In fact, the same writer observed at the time:
This is of course what's so great about the BCS: It's complete nonsense. It was supposedly designed to end these end-of-year arguments over who should be named the national champion by presenting a championship game between the top two teams. It does no such thing. But here's a shocking secret: That wasn't the real purpose. You mustn't tell anyone.

The BCS ought to be used in business schools as a lesson in how not to approach problem solving. The Cliffs Notes version is that the people trying to solve the problem have to have clear, attainable objectives, and they have to be free of conflicts of interest.

The professed objective of the BCS is to crown a true national champion. If that were really the goal, the plan would be to figure out a way to have a playoff system, same as they have in Divisions I-AA, II and III. Simple. But the real purpose is to crown a national champion using a system that increases profits and consolidates power for the six biggest conferences, the four biggest bowls and the TV networks, the parties that created the BCS. That's a very different thing, and an impossible one.
Two years ago, he was as apparently deluded as Enron's investors. Thank god Vince Young made it safe for him to jump on an another bandwagon. Not even Plaschke is this loathsome.
Although this may come as a surprise to those who watched last night's thriller, it has been scientifically proven that soccer is the most exciting spectator sport, sayeth the Beeb.
We're all MSM'ers Now: Kos has a point.

January 04, 2006

With the Rose Bowl coming up in 15 minutes, check out the site of USC's number one gay conservative blogfan.
The press will take the ABA's rating of Judge Alito as "Well Qualified" more seriously than it deserves. No matter the ideology, most of the candidates for this position are, by definition, exceedingly "qualified", that is, they have graduated from elite schools, worked at the right law firms, and held the standard jobs within government. The GOP's efforts of late to paint the nation's bar associations as liberal cabals ignores the plain fact that they're all old boys' networks, run by wealthy corporate shills and entirely comfortable with the status quo.

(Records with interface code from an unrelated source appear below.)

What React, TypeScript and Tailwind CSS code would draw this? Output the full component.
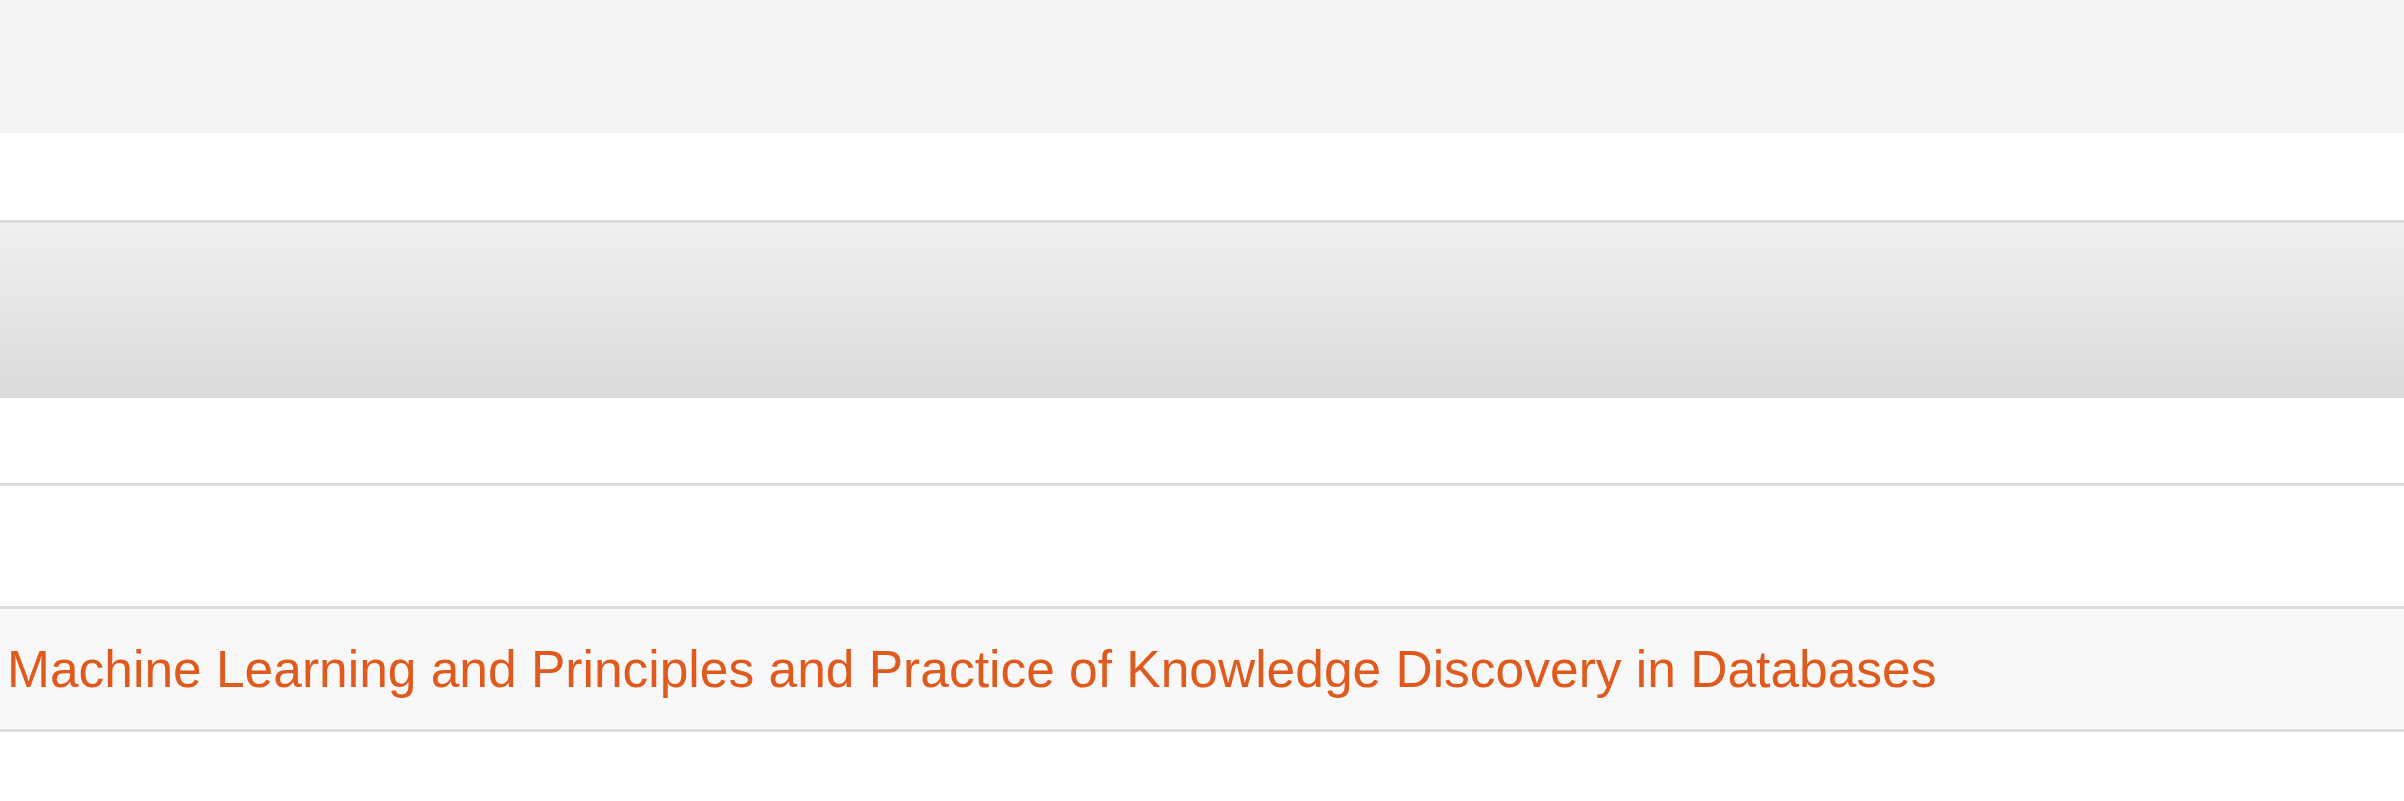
export default function App() {
  return (
    <div className="w-full min-h-[801px] bg-white" style={{ fontFamily: '"Liberation Sans", Arial, sans-serif' }}>
      <div className="h-[133px] bg-[#f4f4f4]" />
      <div className="h-[87px] bg-white" />
      <div className="h-[178px] border-t-[3px] border-[#dcdcdc] bg-gradient-to-b from-[#f0f0f0] to-[#dadada]" />
      <div className="h-[85px] bg-white" />
      <div className="border-t-[3px] border-[#dcdcdc] h-[123px] bg-[#fdfdfd]" />
      <div className="border-y-[3px] border-[#dcdcdc] h-[126px] bg-[#f8f8f8] pl-[7px] flex items-center">
        <span className="block text-[51.5px] leading-[58px] text-[#e05a1e] whitespace-nowrap">
          Machine Learning and Principles and Practice of Knowledge Discovery in Databases
        </span>
      </div>
    </div>
  );
}
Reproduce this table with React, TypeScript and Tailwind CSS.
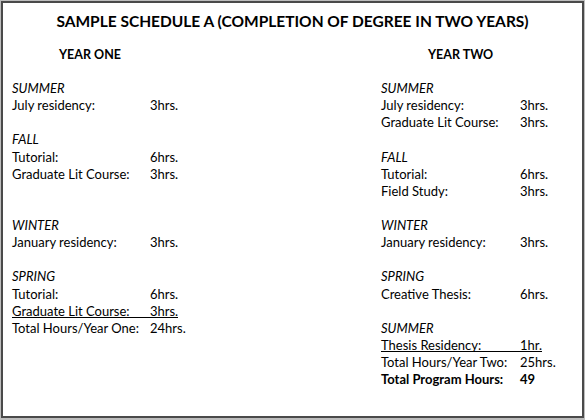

It's when they withhold the highest rating that there's a story. Once Clarence Thomas received only a "Qualified" rating from the ABA in 1991, his nomination was destined for trouble; it gave the fencesitters in the Senate, like Howell Heflin, a way to vote against him without having to fear any political repurcussions. The "Not Qualified" rating Janice Rogers received from the State Bar of California when she was first nominated for the state Supreme Court (based mainly on a lack of judicial temperament) has trailed after her ever since, symbolizing her as just another in a long line of empty suits the GOP trots out to prove they aren't racists. All Alito has done is clear a very low hurdle.